A lei prevê, ainda, sanções aos autores de tais práticas como o encaminhamento a programas oficiais ou comunitários de proteção à família, tratamento psicológico ou psiquiátrico e cursos ou programas de orientação e advertência.
Além das ações corretivas, a legislação prevê, no âmbito preventivo, a atuação conjunta do Poder Público. Pela Lei, o Judiciário, o Ministério Público, a Defensoria Pública, com o Conselho Tutelar, os Conselhos de Direitos da Criança e do Adolescente e entidades não governamentais devem agir de maneira integrada na promoção, proteção e defesa dos direitos de meninas e meninos.
É um serviço da Secretaria de Direitos Humanos da Presidência da República (SDH), que funciona 24 horas por dia, todos os dias da semana. A ligação é direta e gratuita e não é necessário se identificar. As denúncias são analisadas e encaminhadas aos órgãos competentes.

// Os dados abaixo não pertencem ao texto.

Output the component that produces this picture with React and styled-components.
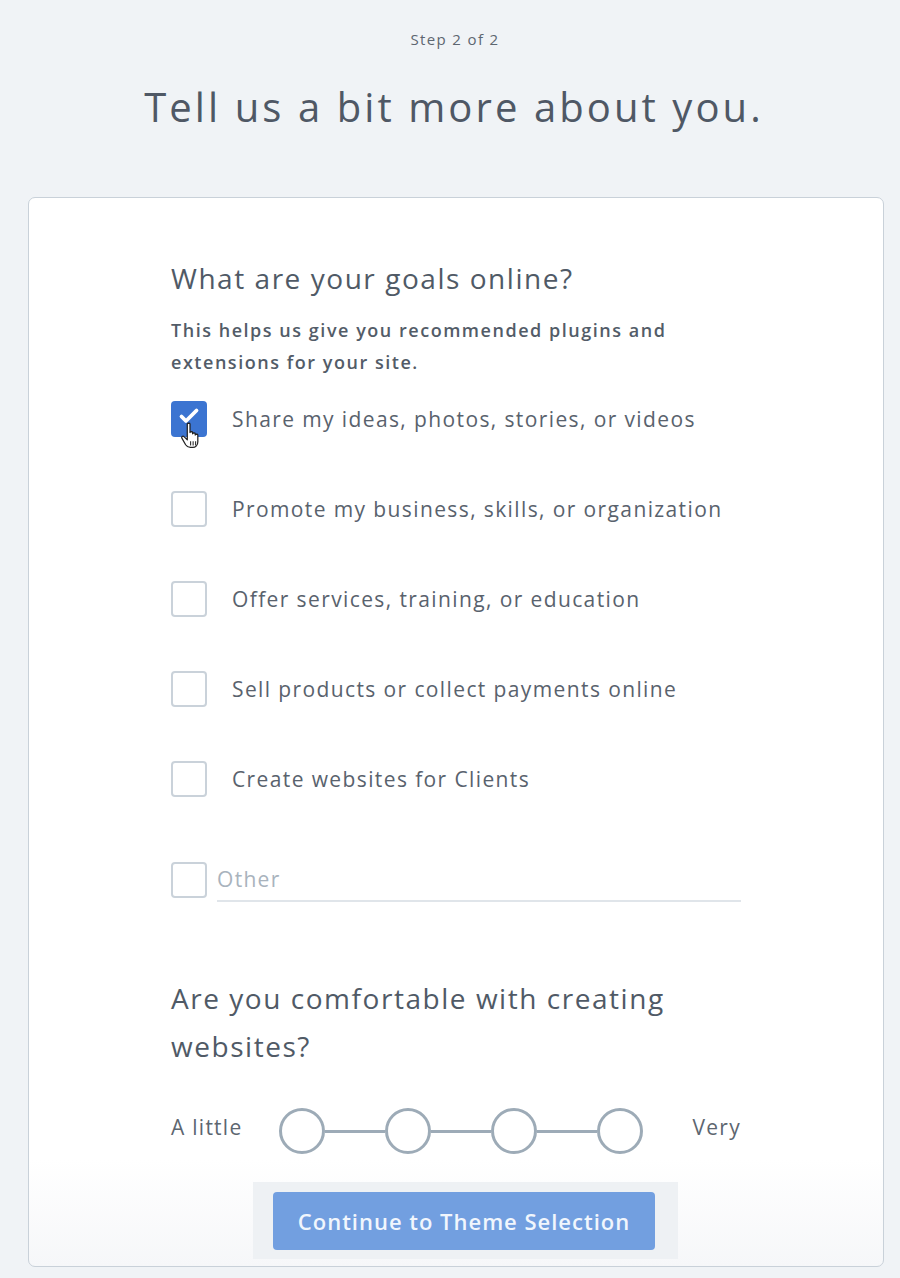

O papel do Ministério Público na defesa dos direitos da criança e do adolescente não pode ser confundido com superproteção ou concessão de privilégios. O princípio da proteção integral da criança e do adolescente tem como fundamento a situação de vulnerabilidade típica da pessoa em desenvolvimento e está previsto na legislação brasileira.